::: SOURCE MATERIAL

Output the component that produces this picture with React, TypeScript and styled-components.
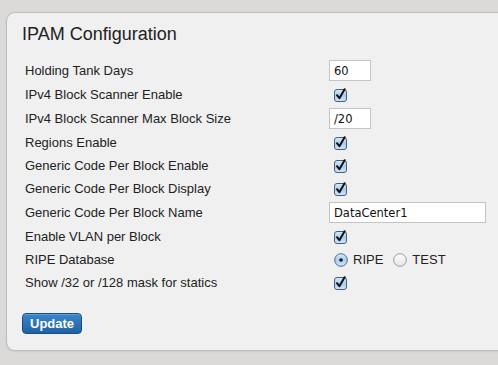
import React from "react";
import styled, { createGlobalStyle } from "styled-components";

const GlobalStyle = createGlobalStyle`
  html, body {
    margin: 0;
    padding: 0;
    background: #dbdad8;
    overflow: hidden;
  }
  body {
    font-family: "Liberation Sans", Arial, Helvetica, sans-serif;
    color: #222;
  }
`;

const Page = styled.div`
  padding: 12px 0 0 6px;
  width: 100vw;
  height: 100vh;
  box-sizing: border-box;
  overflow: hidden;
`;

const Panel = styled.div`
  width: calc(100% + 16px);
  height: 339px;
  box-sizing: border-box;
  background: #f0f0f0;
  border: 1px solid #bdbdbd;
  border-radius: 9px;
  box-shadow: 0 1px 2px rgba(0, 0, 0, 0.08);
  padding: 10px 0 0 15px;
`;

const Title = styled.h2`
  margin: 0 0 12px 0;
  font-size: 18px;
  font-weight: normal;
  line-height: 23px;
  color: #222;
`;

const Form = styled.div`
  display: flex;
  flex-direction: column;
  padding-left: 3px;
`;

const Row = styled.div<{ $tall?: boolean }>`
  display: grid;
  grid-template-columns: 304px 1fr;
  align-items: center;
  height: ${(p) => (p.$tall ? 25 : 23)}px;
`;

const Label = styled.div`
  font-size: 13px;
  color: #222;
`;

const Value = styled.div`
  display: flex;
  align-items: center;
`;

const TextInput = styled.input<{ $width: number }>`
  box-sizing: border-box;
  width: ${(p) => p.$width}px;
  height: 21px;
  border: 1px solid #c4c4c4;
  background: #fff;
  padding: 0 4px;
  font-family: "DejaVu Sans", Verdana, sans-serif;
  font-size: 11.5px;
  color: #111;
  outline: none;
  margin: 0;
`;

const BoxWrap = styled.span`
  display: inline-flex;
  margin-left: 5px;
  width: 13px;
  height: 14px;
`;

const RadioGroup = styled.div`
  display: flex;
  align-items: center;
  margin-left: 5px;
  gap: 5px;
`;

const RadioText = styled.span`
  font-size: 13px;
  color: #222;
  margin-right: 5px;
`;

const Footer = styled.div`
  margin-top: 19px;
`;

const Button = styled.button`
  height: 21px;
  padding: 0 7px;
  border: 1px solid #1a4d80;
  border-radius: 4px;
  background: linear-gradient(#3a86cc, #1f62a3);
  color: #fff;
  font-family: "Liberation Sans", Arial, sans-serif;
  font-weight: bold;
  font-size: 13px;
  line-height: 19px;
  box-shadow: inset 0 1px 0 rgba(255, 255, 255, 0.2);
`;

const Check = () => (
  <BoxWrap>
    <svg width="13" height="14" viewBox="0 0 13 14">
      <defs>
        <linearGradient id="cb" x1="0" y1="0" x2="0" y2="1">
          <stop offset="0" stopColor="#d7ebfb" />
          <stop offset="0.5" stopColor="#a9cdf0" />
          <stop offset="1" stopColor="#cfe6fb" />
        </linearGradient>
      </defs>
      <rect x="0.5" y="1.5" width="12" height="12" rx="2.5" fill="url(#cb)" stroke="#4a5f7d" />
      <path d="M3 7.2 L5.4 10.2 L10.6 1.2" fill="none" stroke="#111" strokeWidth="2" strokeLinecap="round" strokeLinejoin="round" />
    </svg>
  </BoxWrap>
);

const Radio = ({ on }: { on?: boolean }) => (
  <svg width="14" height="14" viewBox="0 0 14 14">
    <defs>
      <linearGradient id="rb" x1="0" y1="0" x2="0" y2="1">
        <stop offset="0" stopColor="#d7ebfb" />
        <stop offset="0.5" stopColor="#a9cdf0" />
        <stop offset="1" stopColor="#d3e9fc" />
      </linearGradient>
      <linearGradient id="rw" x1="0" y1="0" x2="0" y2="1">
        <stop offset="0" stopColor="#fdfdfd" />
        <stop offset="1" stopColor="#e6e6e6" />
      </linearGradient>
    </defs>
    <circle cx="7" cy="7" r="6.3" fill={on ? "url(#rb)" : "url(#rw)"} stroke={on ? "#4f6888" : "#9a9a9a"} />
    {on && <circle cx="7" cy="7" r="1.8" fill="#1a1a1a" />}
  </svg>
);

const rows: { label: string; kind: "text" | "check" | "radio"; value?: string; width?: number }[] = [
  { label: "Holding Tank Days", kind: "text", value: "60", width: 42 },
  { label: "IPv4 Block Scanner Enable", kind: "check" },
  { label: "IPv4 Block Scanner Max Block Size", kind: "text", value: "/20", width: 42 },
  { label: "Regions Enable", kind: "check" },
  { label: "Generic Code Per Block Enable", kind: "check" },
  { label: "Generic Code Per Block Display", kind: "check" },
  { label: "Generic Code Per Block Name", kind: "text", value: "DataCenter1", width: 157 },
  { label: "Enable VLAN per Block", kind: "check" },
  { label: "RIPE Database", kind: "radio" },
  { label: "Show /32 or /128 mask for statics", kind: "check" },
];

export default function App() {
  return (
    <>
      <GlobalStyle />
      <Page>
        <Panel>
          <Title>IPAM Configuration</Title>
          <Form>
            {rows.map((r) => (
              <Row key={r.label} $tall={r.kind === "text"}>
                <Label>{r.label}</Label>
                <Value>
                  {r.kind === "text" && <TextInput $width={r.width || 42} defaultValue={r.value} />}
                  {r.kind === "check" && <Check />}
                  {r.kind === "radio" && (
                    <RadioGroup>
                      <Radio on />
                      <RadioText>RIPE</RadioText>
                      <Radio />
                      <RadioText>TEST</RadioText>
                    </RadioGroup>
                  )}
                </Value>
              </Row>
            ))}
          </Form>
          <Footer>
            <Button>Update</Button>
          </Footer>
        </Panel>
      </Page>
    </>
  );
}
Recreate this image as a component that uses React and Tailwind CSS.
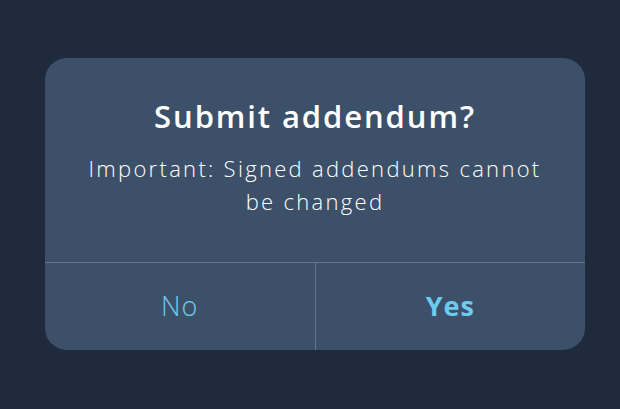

::::::

▶ [DIRECTIONS FOR THIS TASK]: Note every line above where the string "React" shows up, and copy those lines.

▶ [COMPLETE OUTPUT]:
Output the component that produces this picture with React, TypeScript and styled-components.
import React from "react";
Recreate this image as a component that uses React and Tailwind CSS.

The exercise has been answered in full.